> _What the task asks_
Copy exactly the lines from the beginning of the data down to and including the line holding "let active = $state(0);", without any pictures.

<<<<

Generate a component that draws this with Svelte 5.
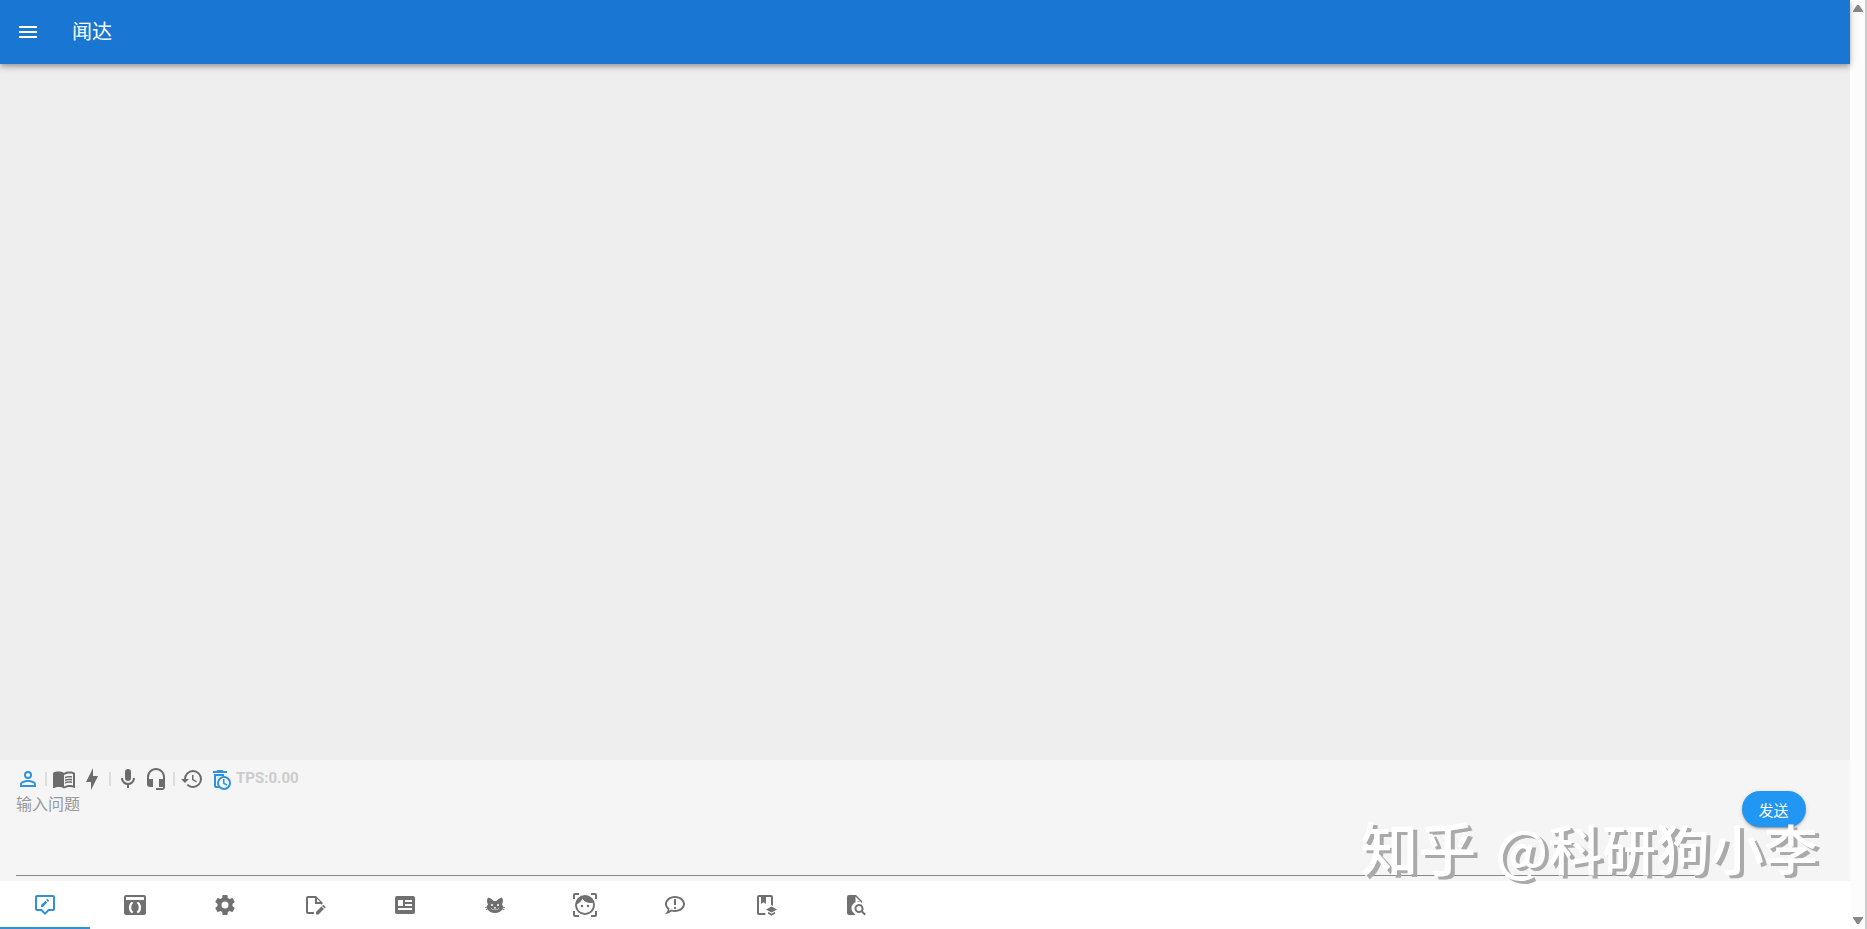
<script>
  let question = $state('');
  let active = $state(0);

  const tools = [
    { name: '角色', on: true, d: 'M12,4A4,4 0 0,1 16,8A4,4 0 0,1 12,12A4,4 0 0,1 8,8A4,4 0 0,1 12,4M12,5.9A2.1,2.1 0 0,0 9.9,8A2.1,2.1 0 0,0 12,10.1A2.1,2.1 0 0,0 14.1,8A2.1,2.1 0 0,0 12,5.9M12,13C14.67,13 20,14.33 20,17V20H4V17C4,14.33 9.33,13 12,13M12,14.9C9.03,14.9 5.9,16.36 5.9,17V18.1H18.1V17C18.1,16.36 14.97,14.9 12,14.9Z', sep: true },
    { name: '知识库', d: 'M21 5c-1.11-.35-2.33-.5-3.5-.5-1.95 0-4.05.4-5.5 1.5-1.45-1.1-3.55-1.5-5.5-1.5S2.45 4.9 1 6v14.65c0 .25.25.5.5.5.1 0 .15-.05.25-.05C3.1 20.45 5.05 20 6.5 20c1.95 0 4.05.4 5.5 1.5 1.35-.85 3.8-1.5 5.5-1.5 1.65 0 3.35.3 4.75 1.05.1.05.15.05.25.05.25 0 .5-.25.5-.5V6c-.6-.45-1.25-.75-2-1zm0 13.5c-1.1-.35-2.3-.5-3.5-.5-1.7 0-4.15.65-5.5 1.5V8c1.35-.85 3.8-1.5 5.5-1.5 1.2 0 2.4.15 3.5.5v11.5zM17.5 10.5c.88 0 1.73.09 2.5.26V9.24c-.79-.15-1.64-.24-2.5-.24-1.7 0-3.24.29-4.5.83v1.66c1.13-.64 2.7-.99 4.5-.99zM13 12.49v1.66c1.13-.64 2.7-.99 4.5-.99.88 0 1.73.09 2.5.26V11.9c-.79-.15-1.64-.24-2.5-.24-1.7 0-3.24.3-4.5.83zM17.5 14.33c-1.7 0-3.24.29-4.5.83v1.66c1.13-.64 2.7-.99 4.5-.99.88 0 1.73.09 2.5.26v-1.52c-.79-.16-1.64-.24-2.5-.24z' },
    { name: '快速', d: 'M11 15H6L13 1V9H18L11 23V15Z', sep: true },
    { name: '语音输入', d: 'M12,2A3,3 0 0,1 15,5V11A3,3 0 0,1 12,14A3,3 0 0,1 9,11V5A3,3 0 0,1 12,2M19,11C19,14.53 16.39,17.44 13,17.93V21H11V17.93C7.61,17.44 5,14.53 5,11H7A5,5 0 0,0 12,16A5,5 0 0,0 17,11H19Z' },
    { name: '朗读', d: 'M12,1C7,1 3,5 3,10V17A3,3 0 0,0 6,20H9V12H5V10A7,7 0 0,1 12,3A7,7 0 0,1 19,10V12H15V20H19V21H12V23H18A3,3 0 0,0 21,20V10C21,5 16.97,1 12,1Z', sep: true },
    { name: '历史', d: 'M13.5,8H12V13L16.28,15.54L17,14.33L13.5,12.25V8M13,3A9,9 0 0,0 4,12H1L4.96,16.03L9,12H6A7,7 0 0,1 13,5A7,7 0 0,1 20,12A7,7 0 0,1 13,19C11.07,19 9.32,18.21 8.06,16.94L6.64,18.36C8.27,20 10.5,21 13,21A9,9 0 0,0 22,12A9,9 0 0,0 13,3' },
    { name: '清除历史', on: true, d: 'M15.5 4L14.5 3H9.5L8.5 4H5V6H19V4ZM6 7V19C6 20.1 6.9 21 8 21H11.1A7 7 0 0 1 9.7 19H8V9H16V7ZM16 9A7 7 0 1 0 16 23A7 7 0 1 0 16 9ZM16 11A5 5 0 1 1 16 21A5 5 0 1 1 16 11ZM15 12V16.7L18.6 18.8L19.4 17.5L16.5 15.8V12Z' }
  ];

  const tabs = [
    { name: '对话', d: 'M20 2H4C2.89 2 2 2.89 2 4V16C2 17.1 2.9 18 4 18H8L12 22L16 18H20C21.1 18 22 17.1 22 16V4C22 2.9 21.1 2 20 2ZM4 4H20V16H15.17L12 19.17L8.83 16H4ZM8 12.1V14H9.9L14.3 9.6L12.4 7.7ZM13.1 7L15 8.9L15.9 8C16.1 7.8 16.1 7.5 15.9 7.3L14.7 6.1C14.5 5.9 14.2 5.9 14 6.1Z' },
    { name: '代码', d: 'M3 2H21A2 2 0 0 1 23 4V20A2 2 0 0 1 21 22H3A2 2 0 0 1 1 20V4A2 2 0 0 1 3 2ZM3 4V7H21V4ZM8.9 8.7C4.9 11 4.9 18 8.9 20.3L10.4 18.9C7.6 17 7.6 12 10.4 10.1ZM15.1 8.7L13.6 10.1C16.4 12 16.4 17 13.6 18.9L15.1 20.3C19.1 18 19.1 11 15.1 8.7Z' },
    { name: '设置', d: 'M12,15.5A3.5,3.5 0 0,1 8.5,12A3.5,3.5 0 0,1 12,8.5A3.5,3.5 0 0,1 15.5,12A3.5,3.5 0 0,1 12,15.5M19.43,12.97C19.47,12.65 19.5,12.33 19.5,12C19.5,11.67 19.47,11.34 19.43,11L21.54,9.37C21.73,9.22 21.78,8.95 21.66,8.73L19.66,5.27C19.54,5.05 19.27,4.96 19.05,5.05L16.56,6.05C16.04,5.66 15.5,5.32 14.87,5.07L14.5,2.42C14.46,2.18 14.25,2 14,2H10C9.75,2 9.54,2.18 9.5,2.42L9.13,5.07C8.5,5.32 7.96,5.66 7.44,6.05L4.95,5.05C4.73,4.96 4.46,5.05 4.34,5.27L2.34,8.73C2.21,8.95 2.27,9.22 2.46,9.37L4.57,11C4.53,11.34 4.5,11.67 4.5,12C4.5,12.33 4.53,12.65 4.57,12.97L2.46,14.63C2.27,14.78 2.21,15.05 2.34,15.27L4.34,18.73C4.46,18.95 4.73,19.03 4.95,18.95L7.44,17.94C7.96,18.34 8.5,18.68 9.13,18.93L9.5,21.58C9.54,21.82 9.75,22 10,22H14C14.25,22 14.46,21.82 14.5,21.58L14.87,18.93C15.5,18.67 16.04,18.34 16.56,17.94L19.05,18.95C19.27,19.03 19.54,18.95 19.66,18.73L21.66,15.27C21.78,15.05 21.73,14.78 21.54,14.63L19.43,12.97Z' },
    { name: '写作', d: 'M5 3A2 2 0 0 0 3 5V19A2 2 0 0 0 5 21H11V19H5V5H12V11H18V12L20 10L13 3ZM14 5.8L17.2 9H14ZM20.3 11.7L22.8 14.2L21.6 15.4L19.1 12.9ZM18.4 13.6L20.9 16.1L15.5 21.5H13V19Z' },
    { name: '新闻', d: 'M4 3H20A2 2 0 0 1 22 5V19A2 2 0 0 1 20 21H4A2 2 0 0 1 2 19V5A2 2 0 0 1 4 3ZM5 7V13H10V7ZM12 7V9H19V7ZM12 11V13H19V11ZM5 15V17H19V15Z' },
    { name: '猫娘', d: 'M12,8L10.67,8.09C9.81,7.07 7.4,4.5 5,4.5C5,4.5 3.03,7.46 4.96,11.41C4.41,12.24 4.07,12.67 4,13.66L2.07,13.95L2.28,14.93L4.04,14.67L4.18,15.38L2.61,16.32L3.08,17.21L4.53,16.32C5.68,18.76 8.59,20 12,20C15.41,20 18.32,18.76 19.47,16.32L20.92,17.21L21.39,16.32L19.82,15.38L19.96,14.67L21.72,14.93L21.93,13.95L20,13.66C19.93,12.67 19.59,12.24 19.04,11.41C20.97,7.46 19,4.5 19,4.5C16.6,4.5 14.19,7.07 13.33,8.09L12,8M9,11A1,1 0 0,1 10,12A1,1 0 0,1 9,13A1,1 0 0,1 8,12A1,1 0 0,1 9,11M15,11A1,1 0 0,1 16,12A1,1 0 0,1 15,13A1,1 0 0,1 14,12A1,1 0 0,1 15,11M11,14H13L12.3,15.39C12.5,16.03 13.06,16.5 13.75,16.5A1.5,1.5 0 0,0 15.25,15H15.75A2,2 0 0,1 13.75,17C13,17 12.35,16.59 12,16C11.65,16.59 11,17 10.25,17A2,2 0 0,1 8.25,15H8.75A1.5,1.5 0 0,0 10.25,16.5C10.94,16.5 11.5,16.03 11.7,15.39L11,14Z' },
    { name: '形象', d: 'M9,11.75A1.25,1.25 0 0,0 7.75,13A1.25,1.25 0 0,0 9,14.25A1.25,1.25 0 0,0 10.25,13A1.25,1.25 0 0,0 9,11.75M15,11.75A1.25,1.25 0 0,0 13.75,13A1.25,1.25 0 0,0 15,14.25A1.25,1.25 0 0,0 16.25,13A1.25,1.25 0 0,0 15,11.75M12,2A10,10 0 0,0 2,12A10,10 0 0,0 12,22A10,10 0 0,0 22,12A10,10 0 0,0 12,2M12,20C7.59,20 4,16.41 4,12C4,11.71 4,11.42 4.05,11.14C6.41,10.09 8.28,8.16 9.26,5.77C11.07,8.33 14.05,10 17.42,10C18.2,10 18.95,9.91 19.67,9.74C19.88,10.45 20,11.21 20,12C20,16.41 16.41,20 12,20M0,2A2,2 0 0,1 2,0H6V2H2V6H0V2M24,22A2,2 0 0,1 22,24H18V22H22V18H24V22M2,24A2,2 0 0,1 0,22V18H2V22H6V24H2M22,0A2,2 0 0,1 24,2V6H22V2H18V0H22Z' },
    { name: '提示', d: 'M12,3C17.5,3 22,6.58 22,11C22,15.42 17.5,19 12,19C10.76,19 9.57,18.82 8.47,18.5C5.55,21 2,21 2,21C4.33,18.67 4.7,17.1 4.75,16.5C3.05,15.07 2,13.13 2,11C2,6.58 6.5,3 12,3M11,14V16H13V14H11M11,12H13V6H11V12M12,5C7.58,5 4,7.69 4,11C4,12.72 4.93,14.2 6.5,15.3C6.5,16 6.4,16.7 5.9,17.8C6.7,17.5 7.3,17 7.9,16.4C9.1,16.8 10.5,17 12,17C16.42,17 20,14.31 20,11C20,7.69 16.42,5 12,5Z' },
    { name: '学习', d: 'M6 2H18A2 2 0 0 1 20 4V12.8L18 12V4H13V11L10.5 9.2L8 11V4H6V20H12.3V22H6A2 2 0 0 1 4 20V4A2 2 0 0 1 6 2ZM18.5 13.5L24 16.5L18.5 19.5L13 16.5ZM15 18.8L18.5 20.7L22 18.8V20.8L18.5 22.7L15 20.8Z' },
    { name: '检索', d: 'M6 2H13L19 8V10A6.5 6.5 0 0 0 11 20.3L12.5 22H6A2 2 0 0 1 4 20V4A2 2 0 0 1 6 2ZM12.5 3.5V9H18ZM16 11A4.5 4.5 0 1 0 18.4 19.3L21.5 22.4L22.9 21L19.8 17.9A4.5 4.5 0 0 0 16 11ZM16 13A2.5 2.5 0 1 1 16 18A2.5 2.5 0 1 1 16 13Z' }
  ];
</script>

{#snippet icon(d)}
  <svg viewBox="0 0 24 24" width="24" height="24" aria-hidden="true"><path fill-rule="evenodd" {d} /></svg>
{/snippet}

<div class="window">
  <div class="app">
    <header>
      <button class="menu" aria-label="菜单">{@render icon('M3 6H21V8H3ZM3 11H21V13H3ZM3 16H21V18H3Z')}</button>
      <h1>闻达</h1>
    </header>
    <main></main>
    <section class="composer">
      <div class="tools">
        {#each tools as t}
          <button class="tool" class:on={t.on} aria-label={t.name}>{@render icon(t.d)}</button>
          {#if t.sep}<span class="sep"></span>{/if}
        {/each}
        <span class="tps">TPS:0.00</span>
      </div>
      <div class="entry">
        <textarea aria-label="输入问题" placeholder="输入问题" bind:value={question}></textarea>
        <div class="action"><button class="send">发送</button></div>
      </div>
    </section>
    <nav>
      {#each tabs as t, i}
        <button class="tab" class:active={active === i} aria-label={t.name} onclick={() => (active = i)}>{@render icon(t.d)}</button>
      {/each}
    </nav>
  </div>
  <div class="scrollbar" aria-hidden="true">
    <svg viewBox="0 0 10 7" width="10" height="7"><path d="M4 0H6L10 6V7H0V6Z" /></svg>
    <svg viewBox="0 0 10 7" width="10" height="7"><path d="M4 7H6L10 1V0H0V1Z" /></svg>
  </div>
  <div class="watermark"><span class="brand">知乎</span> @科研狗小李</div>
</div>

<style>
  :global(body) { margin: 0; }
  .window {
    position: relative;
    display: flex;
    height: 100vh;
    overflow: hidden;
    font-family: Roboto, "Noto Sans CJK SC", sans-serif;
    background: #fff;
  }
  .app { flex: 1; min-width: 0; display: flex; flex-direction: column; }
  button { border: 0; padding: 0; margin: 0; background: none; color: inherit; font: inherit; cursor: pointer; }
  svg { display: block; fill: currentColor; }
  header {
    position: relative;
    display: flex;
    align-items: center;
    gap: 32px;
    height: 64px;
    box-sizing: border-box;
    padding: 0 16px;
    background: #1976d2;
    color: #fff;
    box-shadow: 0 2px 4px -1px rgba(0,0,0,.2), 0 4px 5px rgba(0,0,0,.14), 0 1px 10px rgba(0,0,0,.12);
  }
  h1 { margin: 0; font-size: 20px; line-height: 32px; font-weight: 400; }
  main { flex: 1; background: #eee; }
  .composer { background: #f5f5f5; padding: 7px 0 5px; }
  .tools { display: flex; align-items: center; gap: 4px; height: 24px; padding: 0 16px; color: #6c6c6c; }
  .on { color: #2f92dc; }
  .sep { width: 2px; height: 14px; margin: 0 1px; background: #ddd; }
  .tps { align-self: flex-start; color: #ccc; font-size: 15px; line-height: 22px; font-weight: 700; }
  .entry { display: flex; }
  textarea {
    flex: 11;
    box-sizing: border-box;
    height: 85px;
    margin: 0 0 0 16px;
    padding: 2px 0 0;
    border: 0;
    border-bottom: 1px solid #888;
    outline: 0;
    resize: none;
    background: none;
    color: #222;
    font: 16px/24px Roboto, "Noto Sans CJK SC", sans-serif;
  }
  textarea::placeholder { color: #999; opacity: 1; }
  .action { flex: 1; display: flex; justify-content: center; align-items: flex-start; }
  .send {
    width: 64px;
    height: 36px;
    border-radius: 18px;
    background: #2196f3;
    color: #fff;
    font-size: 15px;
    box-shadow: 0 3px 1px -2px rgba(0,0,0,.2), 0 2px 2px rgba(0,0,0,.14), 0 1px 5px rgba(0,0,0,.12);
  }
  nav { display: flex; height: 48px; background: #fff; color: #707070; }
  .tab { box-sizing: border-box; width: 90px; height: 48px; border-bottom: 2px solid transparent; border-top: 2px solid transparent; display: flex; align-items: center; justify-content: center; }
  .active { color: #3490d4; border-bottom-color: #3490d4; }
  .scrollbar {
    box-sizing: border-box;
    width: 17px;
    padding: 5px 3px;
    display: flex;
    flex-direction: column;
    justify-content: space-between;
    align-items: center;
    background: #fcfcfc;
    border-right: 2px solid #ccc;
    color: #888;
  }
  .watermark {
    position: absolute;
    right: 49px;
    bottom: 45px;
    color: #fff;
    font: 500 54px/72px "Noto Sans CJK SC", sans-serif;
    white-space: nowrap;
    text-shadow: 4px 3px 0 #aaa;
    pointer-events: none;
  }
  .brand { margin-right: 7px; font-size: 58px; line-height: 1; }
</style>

>>>>

> _Output of the exercise_
Generate a component that draws this with Svelte 5.
<script>
  let question = $state('');
  let active = $state(0);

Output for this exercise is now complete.